The resource allocation problem (RAP) is how to allocate available resources to the clients (scheduled tasks or agents, either cooperative or self-interested) in a way which maximizes the global utility (Dolgov & Durfee, 2006). RAP is relevant in many domains, such as: sociology and marketing (for ranking different objects according to consumers' economic social preferences), product design, architecture and construction, operations, network routing, transportation logistics, bandwidth allocation and commercial transactions, just to name a few. The real-world applications usually work in complex environments, with high dimensionality, dynamic, non-cooperative and uncertain, which make RAP even more complex and difficult.
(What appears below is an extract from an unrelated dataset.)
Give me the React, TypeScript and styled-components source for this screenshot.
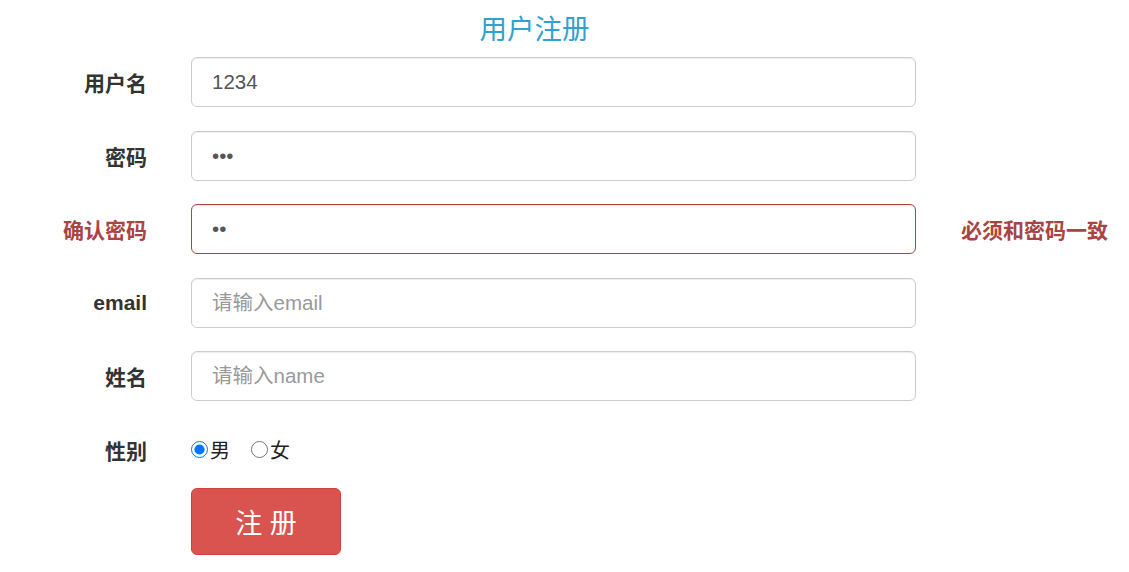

RAP is expressed as a Constraint Satisfaction Problem (CSP). RAP can be easily mapped into a list-coloring problem in a special kind of graphs called interval graphs. In this case, RAP is called restricted coloring or feasible coloring problem. It is known that the usual graph-coloring problem in interval graphs is linear, but the list coloring is NP-complete (Choueiry & Faltings, 1994). As an optimization problem, RAP is a multi-objective and over-constrained problem. Even if the optimality is rarely needed in the real-world situations, the optimal solution is expected by the users. For solving RAP, a centralized or distributed approach could be undertaken. A Distributed Constraint Optimization Problem (DCOP) is more adequate in a large problem space. In this case, the problem is split into agents, each of them having a specific set of variables and constraints as well as local optimization criterion. The goal is to find a feasible solution with the highest ranking by all agents (Ridder, Brett, & Signori, 2012).